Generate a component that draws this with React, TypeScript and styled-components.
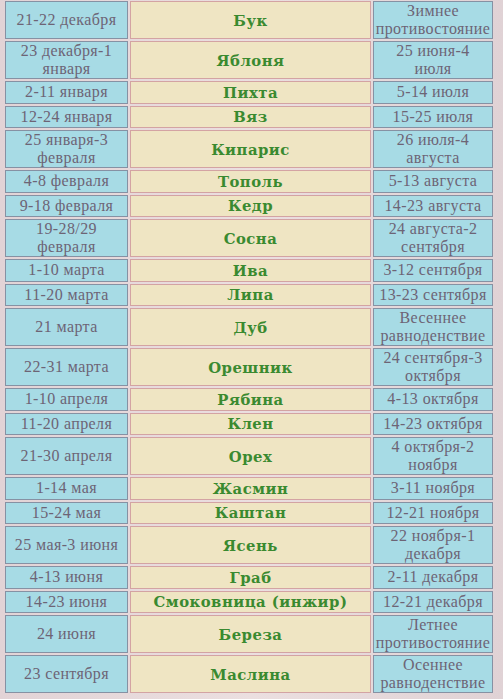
import React from "react";
import styled, { createGlobalStyle } from "styled-components";

const Global = createGlobalStyle`
  html, body { margin: 0; padding: 0; }
  body { background: #e4d5d8; width: 503px; height: 699px; overflow: hidden; }
`;

const Page = styled.div`
  width: 503px;
  height: 699px;
  box-sizing: border-box;
  padding: 0 0 0 5px;
  background: linear-gradient(90deg, #e2d3d6, #ebdfe0 50%, #e0d2d5);
`;

const Table = styled.div`
  display: flex;
  flex-direction: column;
  gap: 2px;
  padding-top: 1px;
`;

const Row = styled.div<{ $tall: boolean }>`
  display: grid;
  grid-template-columns: 123px 241px 120px;
  column-gap: 2px;
  height: ${(p) => (p.$tall ? "38px" : "22.5px")};
`;

const DateCell = styled.div`
  box-sizing: border-box;
  background: #a7dbe5;
  border: 1px solid #8691a3;
  display: flex;
  flex-direction: column;
  align-items: center;
  justify-content: center;
  font-family: "Liberation Serif", "Times New Roman", serif;
  font-size: 16px;
  letter-spacing: 0.4px;
  line-height: 18px;
  color: #6d6475;
  white-space: nowrap;
  overflow: hidden;
  text-align: center;
`;

const Line = styled.span`
  display: block;
  height: 18px;
  line-height: 18px;
`;

const TreeCell = styled.div`
  box-sizing: border-box;
  background: #efe5c3;
  border: 1px solid #d3a3a3;
  display: flex;
  align-items: center;
  justify-content: center;
  font-family: "DejaVu Serif", "Liberation Serif", serif;
  font-weight: bold;
  font-size: 14.8px;
  letter-spacing: 0.5px;
  color: #3a8a30;
  white-space: nowrap;
`;

type R = { a: string[]; t: string; b: string[]; tall?: boolean };

const rows: R[] = [
  { a: ["21-22 декабря"], t: "Бук", b: ["Зимнее", "противостояние"], tall: true },
  { a: ["23 декабря-1", "января"], t: "Яблоня", b: ["25 июня-4", "июля"], tall: true },
  { a: ["2-11 января"], t: "Пихта", b: ["5-14 июля"] },
  { a: ["12-24 января"], t: "Вяз", b: ["15-25 июля"] },
  { a: ["25 января-3", "февраля"], t: "Кипарис", b: ["26 июля-4", "августа"], tall: true },
  { a: ["4-8 февраля"], t: "Тополь", b: ["5-13 августа"] },
  { a: ["9-18 февраля"], t: "Кедр", b: ["14-23 августа"] },
  { a: ["19-28/29", "февраля"], t: "Сосна", b: ["24 августа-2", "сентября"], tall: true },
  { a: ["1-10 марта"], t: "Ива", b: ["3-12 сентября"] },
  { a: ["11-20 марта"], t: "Липа", b: ["13-23 сентября"] },
  { a: ["21 марта"], t: "Дуб", b: ["Весеннее", "равноденствие"], tall: true },
  { a: ["22-31 марта"], t: "Орешник", b: ["24 сентября-3", "октября"], tall: true },
  { a: ["1-10 апреля"], t: "Рябина", b: ["4-13 октября"] },
  { a: ["11-20 апреля"], t: "Клен", b: ["14-23 октября"] },
  { a: ["21-30 апреля"], t: "Орех", b: ["4 октября-2", "ноября"], tall: true },
  { a: ["1-14 мая"], t: "Жасмин", b: ["3-11 ноября"] },
  { a: ["15-24 мая"], t: "Каштан", b: ["12-21 ноября"] },
  { a: ["25 мая-3 июня"], t: "Ясень", b: ["22 ноября-1", "декабря"], tall: true },
  { a: ["4-13 июня"], t: "Граб", b: ["2-11 декабря"] },
  { a: ["14-23 июня"], t: "Смоковница (инжир)", b: ["12-21 декабря"] },
  { a: ["24 июня"], t: "Береза", b: ["Летнее", "противостояние"], tall: true },
  { a: ["23 сентября"], t: "Маслина", b: ["Осеннее", "равноденствие"], tall: true },
];

export default function App() {
  return (
    <Page>
      <Global />
      <Table>
        {rows.map((r, i) => (
          <Row key={i} $tall={!!r.tall}>
            <DateCell>
              {r.a.map((l, j) => (
                <Line key={j}>{l}</Line>
              ))}
            </DateCell>
            <TreeCell>{r.t}</TreeCell>
            <DateCell>
              {r.b.map((l, j) => (
                <Line key={j}>{l}</Line>
              ))}
            </DateCell>
          </Row>
        ))}
      </Table>
    </Page>
  );
}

====

> Written instruction
Return the listing above unchanged, apart from dropping its pictures.

> Full answer
Generate a component that draws this with React, TypeScript and styled-components.
import React from "react";
import styled, { createGlobalStyle } from "styled-components";

const Global = createGlobalStyle`
  html, body { margin: 0; padding: 0; }
  body { background: #e4d5d8; width: 503px; height: 699px; overflow: hidden; }
`;

const Page = styled.div`
  width: 503px;
  height: 699px;
  box-sizing: border-box;
  padding: 0 0 0 5px;
  background: linear-gradient(90deg, #e2d3d6, #ebdfe0 50%, #e0d2d5);
`;

const Table = styled.div`
  display: flex;
  flex-direction: column;
  gap: 2px;
  padding-top: 1px;
`;

const Row = styled.div<{ $tall: boolean }>`
  display: grid;
  grid-template-columns: 123px 241px 120px;
  column-gap: 2px;
  height: ${(p) => (p.$tall ? "38px" : "22.5px")};
`;

const DateCell = styled.div`
  box-sizing: border-box;
  background: #a7dbe5;
  border: 1px solid #8691a3;
  display: flex;
  flex-direction: column;
  align-items: center;
  justify-content: center;
  font-family: "Liberation Serif", "Times New Roman", serif;
  font-size: 16px;
  letter-spacing: 0.4px;
  line-height: 18px;
  color: #6d6475;
  white-space: nowrap;
  overflow: hidden;
  text-align: center;
`;

const Line = styled.span`
  display: block;
  height: 18px;
  line-height: 18px;
`;

const TreeCell = styled.div`
  box-sizing: border-box;
  background: #efe5c3;
  border: 1px solid #d3a3a3;
  display: flex;
  align-items: center;
  justify-content: center;
  font-family: "DejaVu Serif", "Liberation Serif", serif;
  font-weight: bold;
  font-size: 14.8px;
  letter-spacing: 0.5px;
  color: #3a8a30;
  white-space: nowrap;
`;

type R = { a: string[]; t: string; b: string[]; tall?: boolean };

const rows: R[] = [
  { a: ["21-22 декабря"], t: "Бук", b: ["Зимнее", "противостояние"], tall: true },
  { a: ["23 декабря-1", "января"], t: "Яблоня", b: ["25 июня-4", "июля"], tall: true },
  { a: ["2-11 января"], t: "Пихта", b: ["5-14 июля"] },
  { a: ["12-24 января"], t: "Вяз", b: ["15-25 июля"] },
  { a: ["25 января-3", "февраля"], t: "Кипарис", b: ["26 июля-4", "августа"], tall: true },
  { a: ["4-8 февраля"], t: "Тополь", b: ["5-13 августа"] },
  { a: ["9-18 февраля"], t: "Кедр", b: ["14-23 августа"] },
  { a: ["19-28/29", "февраля"], t: "Сосна", b: ["24 августа-2", "сентября"], tall: true },
  { a: ["1-10 марта"], t: "Ива", b: ["3-12 сентября"] },
  { a: ["11-20 марта"], t: "Липа", b: ["13-23 сентября"] },
  { a: ["21 марта"], t: "Дуб", b: ["Весеннее", "равноденствие"], tall: true },
  { a: ["22-31 марта"], t: "Орешник", b: ["24 сентября-3", "октября"], tall: true },
  { a: ["1-10 апреля"], t: "Рябина", b: ["4-13 октября"] },
  { a: ["11-20 апреля"], t: "Клен", b: ["14-23 октября"] },
  { a: ["21-30 апреля"], t: "Орех", b: ["4 октября-2", "ноября"], tall: true },
  { a: ["1-14 мая"], t: "Жасмин", b: ["3-11 ноября"] },
  { a: ["15-24 мая"], t: "Каштан", b: ["12-21 ноября"] },
  { a: ["25 мая-3 июня"], t: "Ясень", b: ["22 ноября-1", "декабря"], tall: true },
  { a: ["4-13 июня"], t: "Граб", b: ["2-11 декабря"] },
  { a: ["14-23 июня"], t: "Смоковница (инжир)", b: ["12-21 декабря"] },
  { a: ["24 июня"], t: "Береза", b: ["Летнее", "противостояние"], tall: true },
  { a: ["23 сентября"], t: "Маслина", b: ["Осеннее", "равноденствие"], tall: true },
];

export default function App() {
  return (
    <Page>
      <Global />
      <Table>
        {rows.map((r, i) => (
          <Row key={i} $tall={!!r.tall}>
            <DateCell>
              {r.a.map((l, j) => (
                <Line key={j}>{l}</Line>
              ))}
            </DateCell>
            <TreeCell>{r.t}</TreeCell>
            <DateCell>
              {r.b.map((l, j) => (
                <Line key={j}>{l}</Line>
              ))}
            </DateCell>
          </Row>
        ))}
      </Table>
    </Page>
  );
}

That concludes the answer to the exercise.